Tshibola's story: It takes rehabilitation and education to end violence in DRC

Tshibola* was forced to join the militia after they killed her sister
Monday, November 13, 2017

World Vision Communicator, Kate Shaw is currently in the Kasai Region where militia attacks and army reprisals have uprooted 1.4 million people.

Tshibola has such a great big smile as she comes into the room and sits down, I have trouble believing I’ve heard her correctly. How can someone smile like that and have done the things she's telling me about? Why would she join the people who killed her family?

Before the crisis that swept the Grand Kasais last year, 14-year-old Tshibola lived with her Mum and two older brothers in a village not far from Tshikapa, in Kasai Province in central DRC.

One day her sister called to ask Tshibola if she could come and watch her nieces and nephews for a few days, while she and her husband, who were both in the military, travelled to Tshikapa to collect their salaries.

Tshibola agreed and headed to her sister’s village to look after the children for three days. But when her sister and brother-in-law were in the military transport headed home, the militias attacked their truck. Tshibola’s sister and others were decapitated.

Tshibola was at their house alone with the children when her brother in law arrived, shirtless, and told her of the news. He told her to hide in one room, and he took the children to hide in the other.

A few hours later Tshibola was woken by the sound of guns as the militia, all with their red bandannas, surrounded the house. They broke in and found Tshibola where she was hiding. Her brother-in-law and the children were nowhere to be found. They had run off in the night, leaving Tshibola behind.

The militia searched the house for any weapons that might be left behind, but found nothing. They tied Tshibola up, and were ready to kill her.

“I told them,” Tshibola said, “My sister is dead, and my brother in law has run off. What do you have against me? But they said that I was from a military family. That was my crime.”

But instead of killing Tshibola, they offered her the choice of joining the militia. Kidnapped, far from home and without a choice, she agreed.

“We spent two days where they do the ceremonies.” Tshibola told me. “They gave me alcohol, and on the second day they said we were going into battle.”

“The military started shooting when we arrived, and I fell to the ground.” Tshibola had been shot several times in the legs. “The son of the military commander had been forced into the militia too, but he was killed.”

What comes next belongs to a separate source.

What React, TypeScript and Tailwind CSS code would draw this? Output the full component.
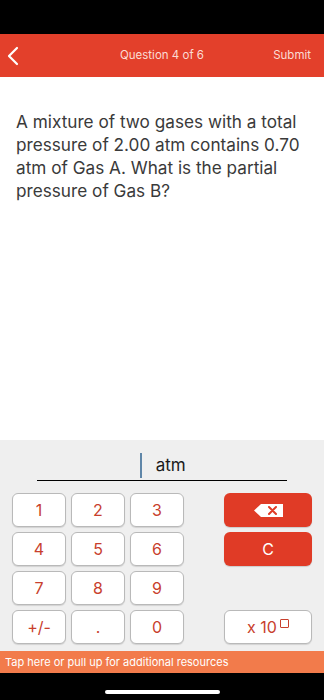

The military tried to treat her, and later transported her to the military camp in Kananga, in Kasai Centrale, to get treatment. Finally, at the beginning of September, Tshibola arrived at a centre for demobilized children, limping on crutches. Now, she is one of the only children still at the centre, waiting for news of her family. She’s still limping, but can move without crutches and it getting stronger all the time. What’s happened to the rest of her family, however, is in question.

“Before I left to go to my big sister’s house, we didn’t have the militias at home. It was only when I arrived in her village that I found the militias. I haven’t spoken to my family since to know if the movement started where they were.”

The centre is currently in the process of tracking down Tshibola’s family, but it’s proved difficult. They’ve left messages with different pastors and churches, hoping that the community word of mouth, so often the way messages are passed here, will work for Tshibola too. With no news so far, it’s starting to seem likely that her mum and brothers may have fled to Angola or be hiding in the bush like so many others. At the height of the crisis, an estimated 1.6 million people had fled or been forced from their homes. After months of relative peace, only about half have returned home.

When I ask Tshibola what she wants to do in the future, the answer is simple. “I’m waiting to go home so we can find my mother and I can go to school.”

Tshibola’s brief but harrowing experience in the militia has left her with physical scars that will last a lifetime, and probably emotional and psychological ones too. But that giant smile that eats up her face gives me hope that we still might be able to get a bit of her childhood back for her.

As I leave the centre after an afternoon of interviewing the girls who remain, all four of them are laughing and playing on the swings outside. If you blur the photo a bit and ignore the scars and location, they could be four teenage girls hanging out, almost anywhere with a life untouched by violence.